もう一度、重なる手
私からのメッセージに気付いていないのか、翔吾くんに送ってラインはまだ既読にならない。
私はスマホビーズクッションとともにベッドのそばに並べてあるローテーブルに置くと、出かける準備を始めるために寝室に戻った。
翔吾くんの実家に行くためにと思って用意しておいたベージュのワンピースをクローゼットにしまい、普段用のTシャツとマキシ丈スカートを取り出して、のろのろと着替える。頭の中ではできるだけ早く家を出なければと思うのに、なんとなく体が重たかった。
本来なら、母が交通事故に遭ったと知らされたら、一刻も早く病院に飛んでいくのが娘としての勤めなのだろう。
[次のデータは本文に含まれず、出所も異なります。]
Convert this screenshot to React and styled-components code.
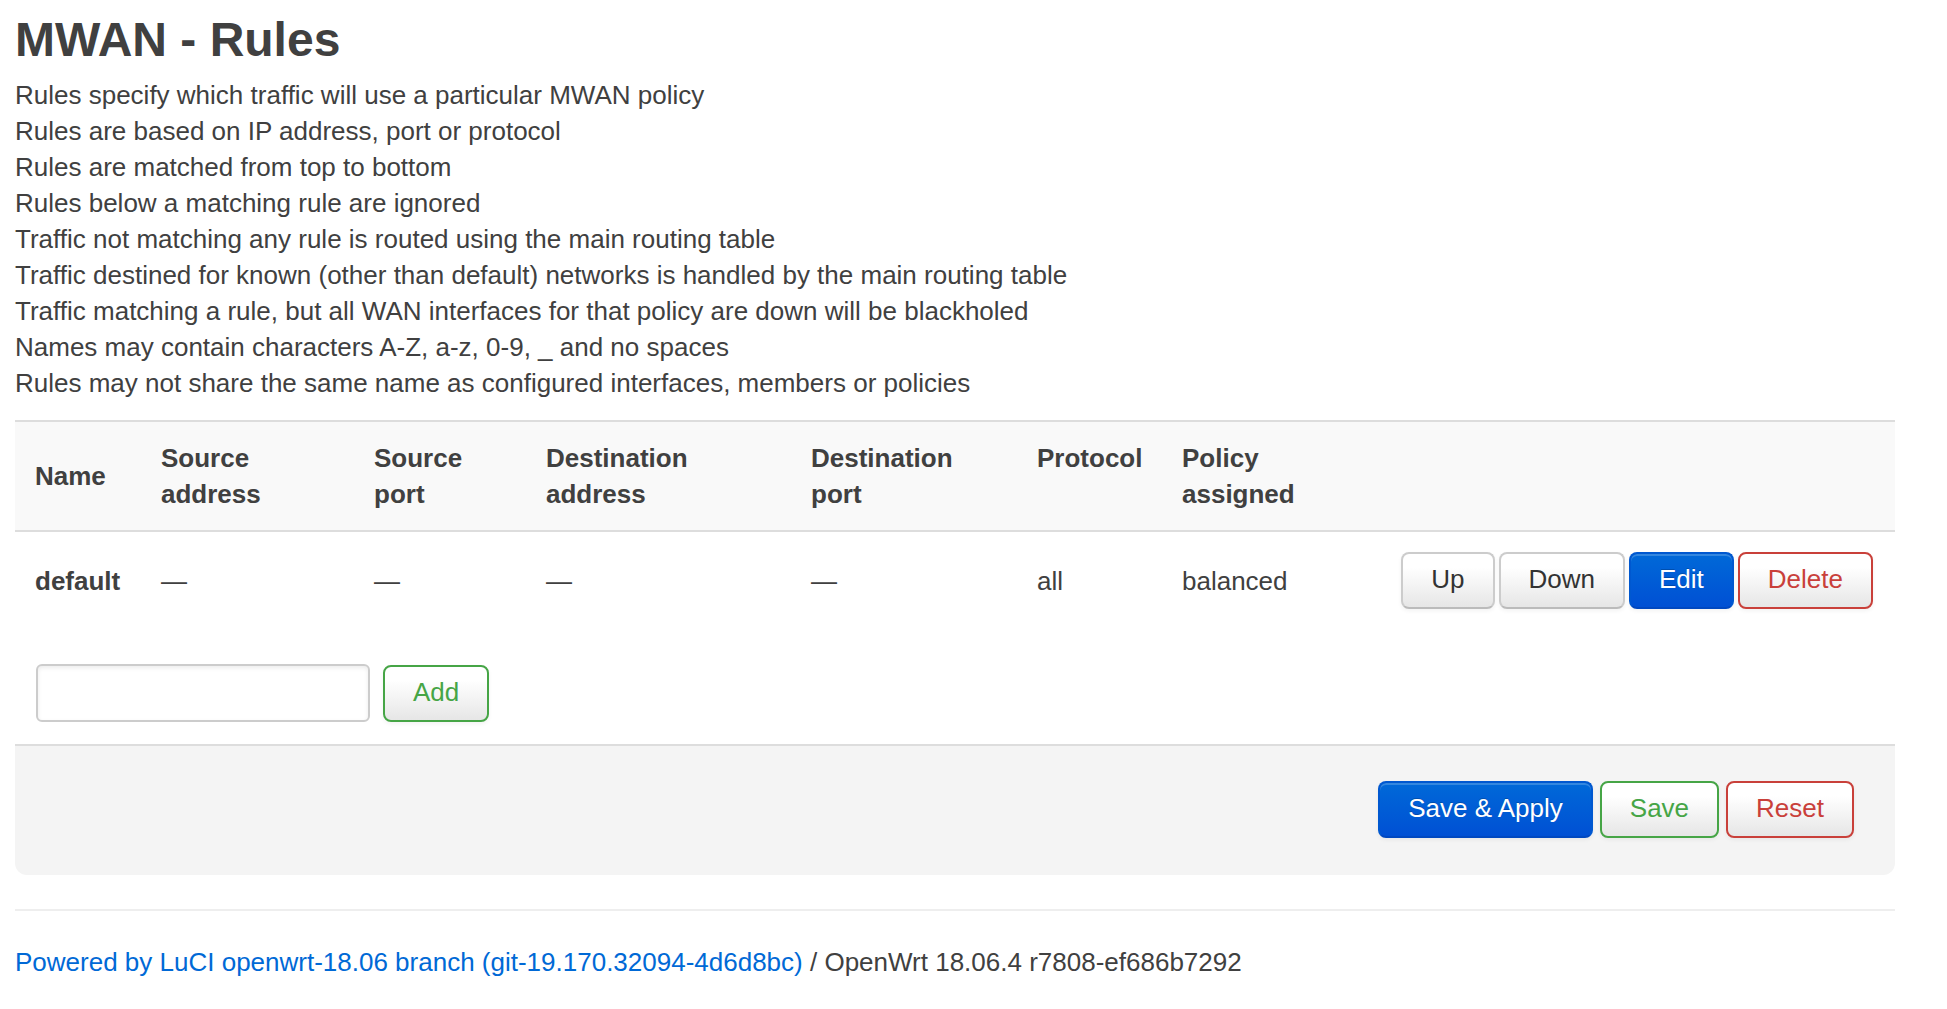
import React from "react"
import styled, { createGlobalStyle } from "styled-components"

const GlobalStyle = createGlobalStyle`
  html, body {
    margin: 0;
    padding: 0;
    background: #fff;
  }
  body {
    font-family: "Liberation Sans", Arial, sans-serif;
    font-size: 26px;
    line-height: 36px;
    color: #404040;
  }
`

const notes = [
  "Rules specify which traffic will use a particular MWAN policy",
  "Rules are based on IP address, port or protocol",
  "Rules are matched from top to bottom",
  "Rules below a matching rule are ignored",
  "Traffic not matching any rule is routed using the main routing table",
  "Traffic destined for known (other than default) networks is handled by the main routing table",
  "Traffic matching a rule, but all WAN interfaces for that policy are down will be blackholed",
  "Names may contain characters A-Z, a-z, 0-9, _ and no spaces",
  "Rules may not share the same name as configured interfaces, members or policies",
]

const rules = [
  {
    name: "default",
    srcAddr: "\u2014",
    srcPort: "\u2014",
    destAddr: "\u2014",
    destPort: "\u2014",
    proto: "all",
    policy: "balanced",
  },
]

const App = () => {
  return (
    <>
      <GlobalStyle />
      <Container>
        <Title>MWAN - Rules</Title>
        <Description>
          {notes.map((n) => (
            <div key={n}>{n}</div>
          ))}
        </Description>

        <Section>
          <HeadRow>
            <HeadCell $middle>Name</HeadCell>
            <HeadCell>
              Source
              <br />
              address
            </HeadCell>
            <HeadCell>
              Source
              <br />
              port
            </HeadCell>
            <HeadCell>
              Destination
              <br />
              address
            </HeadCell>
            <HeadCell>
              Destination
              <br />
              port
            </HeadCell>
            <HeadCell>Protocol</HeadCell>
            <HeadCell>
              Policy
              <br />
              assigned
            </HeadCell>
            <HeadCell />
          </HeadRow>
          {rules.map((r) => (
            <Row key={r.name}>
              <Cell $bold>{r.name}</Cell>
              <Cell>{r.srcAddr}</Cell>
              <Cell>{r.srcPort}</Cell>
              <Cell>{r.destAddr}</Cell>
              <Cell>{r.destPort}</Cell>
              <Cell>{r.proto}</Cell>
              <Cell>{r.policy}</Cell>
              <Actions>
                <Button>Up</Button>
                <Button>Down</Button>
                <Button $variant="primary">Edit</Button>
                <Button $variant="negative">Delete</Button>
              </Actions>
            </Row>
          ))}
          <CreateRow>
            <TextInput type="text" />
            <Button $variant="positive">Add</Button>
          </CreateRow>
        </Section>

        <PageActions>
          <Button $variant="primary">Save &amp; Apply</Button>
          <Button $variant="positive">Save</Button>
          <Button $variant="negative">Reset</Button>
        </PageActions>

        <Footer>
          <a href="#">
            Powered by LuCI openwrt-18.06 branch (git-19.170.32094-4d6d8bc)
          </a>{" "}
          / OpenWrt 18.06.4 r7808-ef686b7292
        </Footer>
      </Container>
    </>
  )
}

export default App

const Container = styled.div`
  width: 1880px;
  margin-left: 15px;
  padding-top: 4px;
`

const Title = styled.h2`
  margin: 0;
  font-size: 48px;
  line-height: 72px;
  font-weight: bold;
  color: #404040;
`

const Description = styled.div`
  padding-top: 1px;
  font-size: 26px;
  line-height: 36px;
`

const Section = styled.div`
  margin-top: 19px;
`

const columns = "126px 213px 172px 265px 226px 145px 1fr auto"

const HeadRow = styled.div`
  display: grid;
  grid-template-columns: ${columns};
  background: #f9f9f9;
  border-top: 2px solid #ddd;
  border-bottom: 2px solid #ddd;
`

const HeadCell = styled.div`
  padding: 18px 20px 18px;
  font-weight: bold;
  align-self: ${(p) => (p.$middle ? "center" : "start")};
`

const Row = styled.div`
  display: grid;
  grid-template-columns: ${columns};
  align-items: center;
`

const Cell = styled.div`
  padding: 20px;
  font-weight: ${(p) => (p.$bold ? "bold" : "normal")};
`

const Actions = styled.div`
  display: flex;
  gap: 4px;
  justify-content: flex-end;
  padding: 20px 22px 20px 20px;
`

const variants = {
  default: `
    color: #333;
    background-image: linear-gradient(#ffffff, #ffffff 25%, #e6e6e6);
    border-color: #ccc #ccc #bbb;
  `,
  primary: `
    color: #fff;
    background-image: linear-gradient(#0069d8, #0050d4);
    border-color: #0058d0 #0058d0 #0048c0;
    text-shadow: 0 -1px 0 rgba(0, 0, 0, 0.2);
  `,
  positive: `
    color: #46a546;
    background-image: linear-gradient(#ffffff, #ffffff 25%, #e6e6e6);
    border-color: #46a546;
  `,
  negative: `
    color: #c9403a;
    background-image: linear-gradient(#ffffff, #ffffff 25%, #e6e6e6);
    border-color: #c9403a;
  `,
}

const Button = styled.button`
  font-family: "Liberation Sans", Arial, sans-serif;
  font-size: 26px;
  line-height: 30px;
  padding: 10px 28px 13px;
  border: 2px solid;
  border-radius: 8px;
  cursor: pointer;
  box-shadow: inset 0 2px 0 rgba(255, 255, 255, 0.2),
    0 2px 4px rgba(0, 0, 0, 0.05);
  ${(p) => variants[p.$variant || "default"]}
`

const CreateRow = styled.div`
  display: flex;
  align-items: center;
  gap: 13px;
  padding: 35px 20px 22px 21px;
`

const TextInput = styled.input`
  box-sizing: border-box;
  width: 334px;
  height: 58px;
  border: 2px solid #ccc;
  border-radius: 6px;
  font-size: 26px;
  padding: 8px 12px;
  box-shadow: inset 0 2px 4px rgba(0, 0, 0, 0.08);
  outline: none;
`

const PageActions = styled.div`
  display: flex;
  justify-content: flex-end;
  gap: 7px;
  padding: 35px 41px 37px;
  background: #f4f4f4;
  border-top: 2px solid #ddd;
  border-radius: 0 0 12px 12px;
`

const Footer = styled.footer`
  margin-top: 34px;
  padding-top: 33px;
  border-top: 2px solid #eee;
  font-size: 26px;
  line-height: 36px;
  color: #404040;
  a {
    color: #0069d6;
    text-decoration: none;
  }
`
母のケガの状態は気になるが、病院に行くために炎天下のなかを最寄りの駅まで歩き、乗り継ぎも含めて一時間は電車に乗らなければならないことが憂鬱にも感じられる。
こんなことを思うなんて薄情かもしれないけれど、実際のところ私と母はあまり仲の良い親子じゃない。
私が子どもの頃は優しかった記憶があるけれど、実の父が亡くなってからは母の私への興味は薄くなった。
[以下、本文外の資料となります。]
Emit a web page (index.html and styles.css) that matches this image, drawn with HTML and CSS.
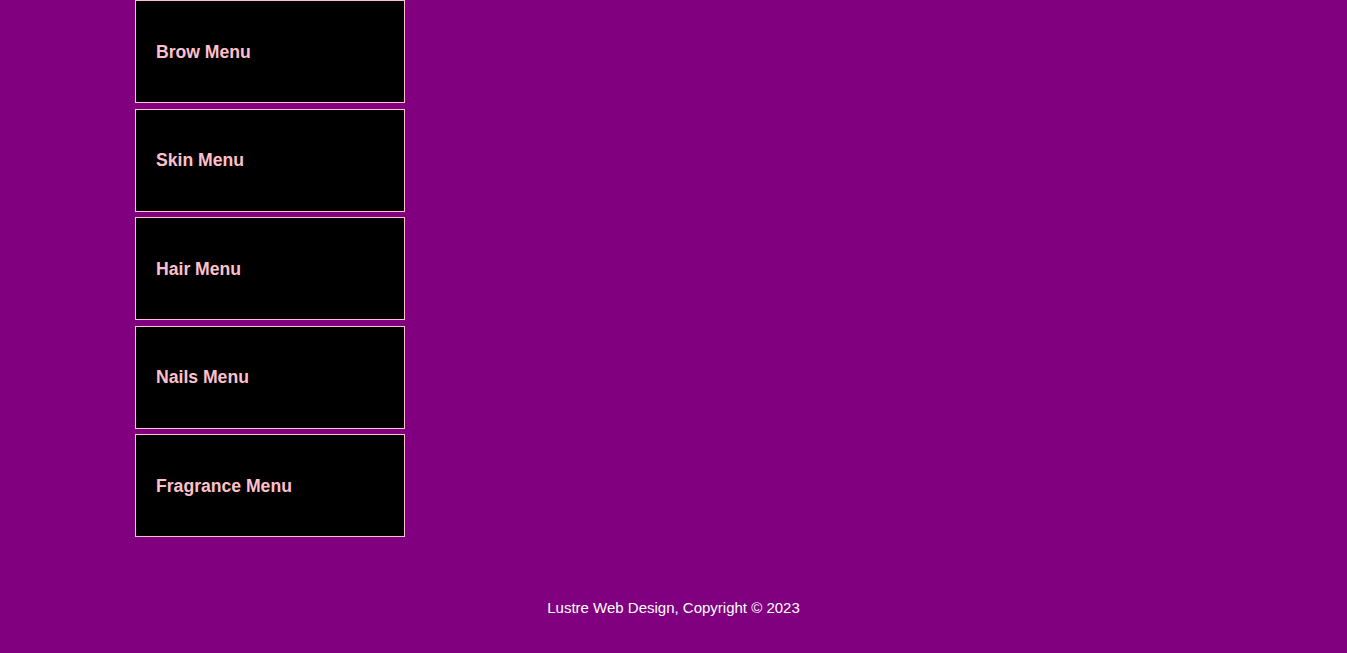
FILE: index.html
```html
<!DOCTYPE html>
<html>
<head>
<meta charset="utf-8">
<link rel="stylesheet" href="styles.css">
</head>
<body>
<main class="menus">
  <a class="menu-card" href="#">Brow Menu</a>
  <a class="menu-card" href="#">Skin Menu</a>
  <a class="menu-card" href="#">Hair Menu</a>
  <a class="menu-card" href="#">Nails Menu</a>
  <a class="menu-card" href="#">Fragrance Menu</a>
</main>
<footer class="footer">Lustre Web Design, Copyright © 2023</footer>
</body>
</html>
```
FILE: styles.css
```css
html, body {
  margin: 0;
  padding: 0;
  background: #800080;
  font-family: "Liberation Sans", Arial, sans-serif;
}
.menus {
  display: flex;
  flex-direction: column;
  gap: 5.5px;
  padding-left: 135px;
}
.menu-card {
  box-sizing: border-box;
  width: 270px;
  height: 103px;
  border: 1px solid #ffc0cb;
  background: #000;
  color: #ffc0cb;
  text-decoration: none;
  font-weight: bold;
  font-size: 17.6px;
  display: flex;
  align-items: center;
  padding-left: 20px;
  padding-top: 1px;
}
.footer {
  color: #fff;
  text-align: center;
  font-size: 15px;
  margin-top: 62px;
}
```
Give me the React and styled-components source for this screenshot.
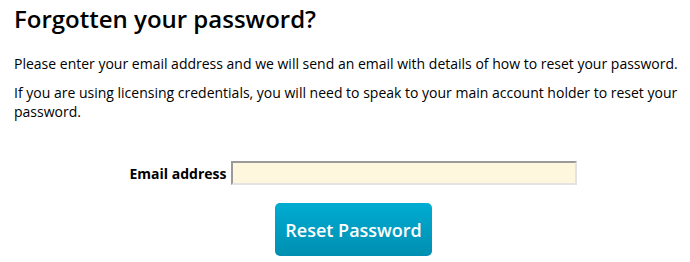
import React from 'react';
import styled, { createGlobalStyle } from 'styled-components';

const GlobalStyle = createGlobalStyle`
  html, body {
    margin: 0;
    padding: 0;
    background: #ffffff;
  }
  body {
    font-family: "Open Sans", "Liberation Sans", sans-serif;
    color: #000000;
  }
`;

const Page = styled.div`
  width: 690px;
  padding: 4px 0 0 14px;
  box-sizing: border-box;
`;

const Title = styled.h1`
  font-size: 24px;
  font-weight: 600;
  line-height: 30px;
  margin: 0 0 20px 0;
`;

const Text = styled.p`
  font-size: 14px;
  line-height: 19px;
  margin: 0 0 10px 0;
`;

const Form = styled.form`
  display: flex;
  flex-direction: column;
  align-items: center;
  margin-top: 40px;
  padding-left: 3px;
`;

const Row = styled.div`
  display: flex;
  align-items: center;
  gap: 5px;
`;

const Label = styled.label`
  font-size: 14px;
  line-height: 19px;
  font-weight: 700;
`;

const Input = styled.input`
  width: 346px;
  height: 24px;
  box-sizing: border-box;
  background: #fff7dd;
  border: 2px solid;
  border-color: #9a9a9a #e3e3e3 #e3e3e3 #9a9a9a;
  padding: 2px 4px;
  font-family: inherit;
  font-size: 13px;
  outline: none;
`;

const Button = styled.button`
  margin-top: 18px;
  width: 157px;
  height: 53px;
  border: none;
  border-radius: 5px;
  background: linear-gradient(180deg, #00acd2 0%, #008fb1 100%);
  color: #ffffff;
  font-family: "Open Sans", "Liberation Sans", sans-serif;
  font-size: 18px;
  font-weight: 600;
  cursor: pointer;
`;

export default function App() {
  return (
    <Page>
      <GlobalStyle />
      <Title>Forgotten your password?</Title>
      <Text>
        Please enter your email address and we will send an email with details of how to reset your password.
      </Text>
      <Text>
        If you are using licensing credentials, you will need to speak to your main account holder to reset your password.
      </Text>
      <Form onSubmit={(e) => e.preventDefault()}>
        <Row>
          <Label htmlFor="email">Email address</Label>
          <Input id="email" type="text" />
        </Row>
        <Button type="submit">Reset Password</Button>
      </Form>
    </Page>
  );
}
特に新しい恋人ができると、私は母の興味関心の対象から100%外れてしまう。学校行事や週末の約束は何度もすっぽかされたし、その度に悲しい思いや恥ずかしい思いをたくさんしてきた。
母に全く愛されていないとは思わないけれど、母にあまり必要とされていない自覚はあった。そんな母でも、私にとっては唯一の血縁者だ。
だから十四年前の二宮さんと離婚のときも、私は苦渋の決断をして母の手を取ったのに。母のほうは、決して私の手を握り返してくれない。